__Exercise description__.
Copy each line that holds "styles".

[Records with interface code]
---*---

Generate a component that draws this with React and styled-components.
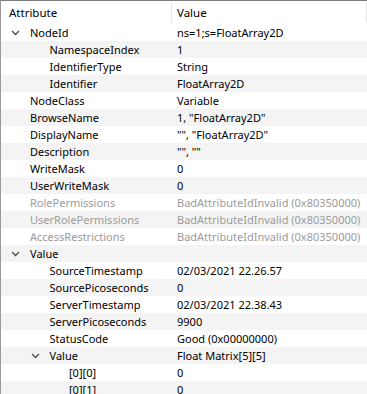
import React from 'react'
import styled, { createGlobalStyle } from 'styled-components'

const GlobalStyle = createGlobalStyle`
  html, body {
    margin: 0;
    padding: 0;
    background: #ffffff;
  }
  #root {
    width: 367px;
    height: 394px;
    overflow: hidden;
  }
`

const rows = [
  { name: 'NodeId', value: 'ns=1;s=FloatArray2D', level: 0, open: true },
  { name: 'NamespaceIndex', value: '1', level: 1 },
  { name: 'IdentifierType', value: 'String', level: 1 },
  { name: 'Identifier', value: 'FloatArray2D', level: 1 },
  { name: 'NodeClass', value: 'Variable', level: 0 },
  { name: 'BrowseName', value: '1, "FloatArray2D"', level: 0 },
  { name: 'DisplayName', value: '"", "FloatArray2D"', level: 0 },
  { name: 'Description', value: '"", ""', level: 0 },
  { name: 'WriteMask', value: '0', level: 0 },
  { name: 'UserWriteMask', value: '0', level: 0 },
  { name: 'RolePermissions', value: 'BadAttributeIdInvalid (0x80350000)', level: 0, disabled: true },
  { name: 'UserRolePermissions', value: 'BadAttributeIdInvalid (0x80350000)', level: 0, disabled: true },
  { name: 'AccessRestrictions', value: 'BadAttributeIdInvalid (0x80350000)', level: 0, disabled: true },
  { name: 'Value', value: '', level: 0, open: true },
  { name: 'SourceTimestamp', value: '02/03/2021 22.26.57', level: 1 },
  { name: 'SourcePicoseconds', value: '0', level: 1 },
  { name: 'ServerTimestamp', value: '02/03/2021 22.38.43', level: 1 },
  { name: 'ServerPicoseconds', value: '9900', level: 1 },
  { name: 'StatusCode', value: 'Good (0x00000000)', level: 1 },
  { name: 'Value', value: 'Float Matrix[5][5]', level: 1, open: true },
  { name: '[0][0]', value: '0', level: 2 },
  { name: '[0][1]', value: '0', level: 2 },
]

const Frame = styled.div`
  box-sizing: border-box;
  width: 367px;
  height: 394px;
  border-top: 1px solid #7d7d7d;
  border-left: 1px solid #9a9a9a;
  font-family: "Noto Sans", "Open Sans", sans-serif;
  font-size: 11px;
  color: #000000;
  overflow: hidden;
`

const Header = styled.div`
  display: grid;
  grid-template-columns: 171px 1fr;
  height: 23px;
  font-size: 11.5px;
`

const HeaderCell = styled.div`
  display: flex;
  align-items: center;
  padding-left: ${(p) => p.$pad}px;
  border-right: 1px solid #e5e5e5;
  margin: 1px 0 1px;
  line-height: 1;
`

const Row = styled.div`
  display: grid;
  grid-template-columns: 171px 1fr;
  height: 17px;
  background: ${(p) => (p.$alt ? '#f4f4f4' : '#ffffff')};
  color: ${(p) => (p.$disabled ? '#9b9b9b' : '#000000')};
  white-space: nowrap;
`

const NameCell = styled.div`
  display: flex;
  align-items: center;
  padding-left: ${(p) => 9 + p.$level * 19.5}px;
  overflow: hidden;
`

const Toggle = styled.span`
  display: flex;
  align-items: center;
  width: 20px;
  flex: none;
`

const ValueCell = styled.div`
  display: flex;
  align-items: center;
  padding-left: 5px;
  overflow: hidden;
`

const Chevron = () => (
  <svg width="9" height="6" viewBox="0 0 9 6" style={{ marginLeft: 1 }}>
    <path d="M1 1 L4.5 4.5 L8 1" fill="none" stroke="#4a4a4a" strokeWidth="1.3" />
  </svg>
)

const App = () => (
  <>
    <GlobalStyle />
    <Frame>
      <Header>
        <HeaderCell $pad={8}>Attribute</HeaderCell>
        <HeaderCell $pad={5}>Value</HeaderCell>
      </Header>
      {rows.map((r, i) => (
        <Row key={i} $alt={i % 2 === 1} $disabled={r.disabled}>
          <NameCell $level={r.level}>
            <Toggle>{r.open && <Chevron />}</Toggle>
            {r.name}
          </NameCell>
          <ValueCell>{r.value}</ValueCell>
        </Row>
      ))}
    </Frame>
  </>
)

export default App
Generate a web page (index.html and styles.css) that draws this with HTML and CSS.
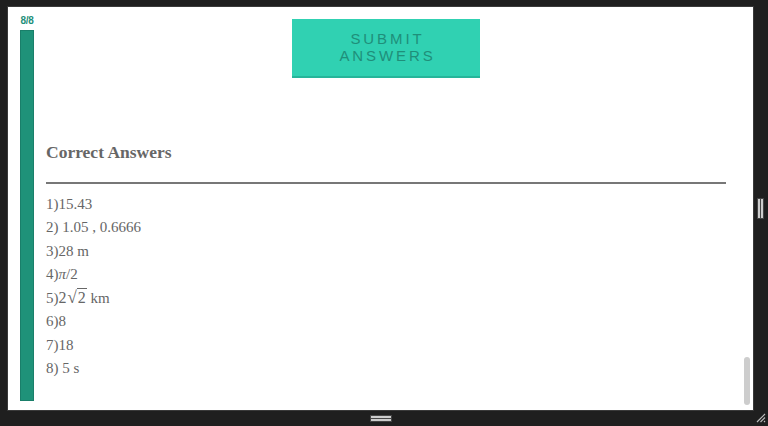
FILE: index.html
```html
<!DOCTYPE html>
<html>
<head>
<meta charset="utf-8">
<link rel="stylesheet" href="styles.css">
</head>
<body>
<div class="frame">
  <div class="panel">
    <div class="progress">
      <div class="count">8/8</div>
      <div class="bar"></div>
    </div>
    <div class="main">
      <div class="btn-row"><button class="submit">SUBMIT<br>ANSWERS</button></div>
      <h3 class="heading">Correct Answers</h3>
      <hr class="rule">
      <div class="answers">
        <div>1)15.43</div>
        <div>2) 1.05 , 0.6666</div>
        <div>3)28 m</div>
        <div>4)<i>π</i>/2</div>
        <div>5)<span class="m">2</span><span class="rad">√</span><span class="radicand">2</span> km</div>
        <div>6)8</div>
        <div>7)18</div>
        <div>8) 5 s</div>
      </div>
    </div>
    <div class="thumb"></div>
  </div>
  <div class="vgrip"><span></span><span></span></div>
  <div class="hgrip"><span></span><span></span></div>
  <div class="corner">
    <svg width="10" height="10" viewBox="0 0 10 10"><path d="M1 9 L9 1 M4.5 9 L9 4.5 M8 9 L9 8" stroke="#bbb" stroke-width="1.2"/></svg>
  </div>
</div>
</body>
</html>
```
FILE: styles.css
```css
html, body { margin: 0; padding: 0; }
body { background: #222; width: 768px; height: 426px; overflow: hidden; }
.frame {
  display: grid;
  grid-template-columns: 8px 745px 15px;
  grid-template-rows: 7px 403px 16px;
  width: 768px; height: 426px;
  background: #1f1f1f;
}
.panel {
  grid-column: 2; grid-row: 2;
  background: #fff;
  position: relative;
  overflow: hidden;
  display: flex;
  box-shadow: 0 0 0 1px #3a3a3a;
}
.progress {
  width: 14px;
  margin-left: 12px;
  display: flex; flex-direction: column; align-items: center;
  padding-top: 8px;
}
.count {
  font-family: "Liberation Sans", Arial, sans-serif;
  font-size: 10px; font-weight: bold; color: #1f8f7a;
  height: 15px; line-height: 12px; letter-spacing: -0.3px;
}
.bar {
  width: 14px; height: 371px;
  background: #1f9279;
  box-shadow: inset 0 0 0 1px #1a7f6a;
}
.main {
  flex: 1;
  margin-left: 12px; margin-right: 27px;
  display: flex; flex-direction: column;
  font-family: "Liberation Serif", "Times New Roman", serif;
  color: #666;
}
.btn-row { display: flex; justify-content: center; padding-top: 12px; }
.submit {
  width: 188px; height: 59px;
  border: none; border-bottom: 2px solid #26b59a;
  background: #30d1b2;
  color: #1f8f7a;
  font-family: "Liberation Sans", Arial, sans-serif;
  font-size: 15px; letter-spacing: 2.9px; line-height: 17px;
  padding: 0 0 1px 3px;
}
.heading {
  margin: 0; margin-top: 64px;
  font-size: 17.5px; font-weight: bold; line-height: 20px;
  color: #666;
}
.rule {
  margin: 20px 0 0; border: none; height: 2px; background: #777;
}
.answers { margin-top: 9px; font-size: 15px; line-height: 23.43px; }
.answers > div { height: 23.43px; }
.m { font-size: 16px; line-height: 0; }
.rad { font-size: 17px; margin-left: 1px; line-height: 0; }
.radicand { border-top: 1px solid #666; font-size: 16px; padding: 0 1px; line-height: 1; }
.thumb {
  position: absolute; right: 3px; bottom: 5px;
  width: 6px; height: 48px; border-radius: 3px; background: #cdcdcd;
}
.vgrip {
  grid-column: 3; grid-row: 2;
  display: flex; justify-content: center; align-items: center; gap: 1px;
}
.vgrip span { width: 2px; height: 19px; background: #ccc; box-shadow: 0 0 0 1px #444; }
.hgrip {
  grid-column: 2; grid-row: 3;
  display: flex; flex-direction: column; justify-content: center; align-items: center; gap: 1px;
}
.hgrip span { width: 20px; height: 2px; background: #ccc; box-shadow: 0 0 0 1px #444; }
.corner { grid-column: 3; grid-row: 3; display: flex; align-items: center; justify-content: center; }
.corner svg { display: block; }
```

---*---

__Response below__.
Generate a web page (index.html and styles.css) that draws this with HTML and CSS.
<link rel="stylesheet" href="styles.css">
FILE: styles.css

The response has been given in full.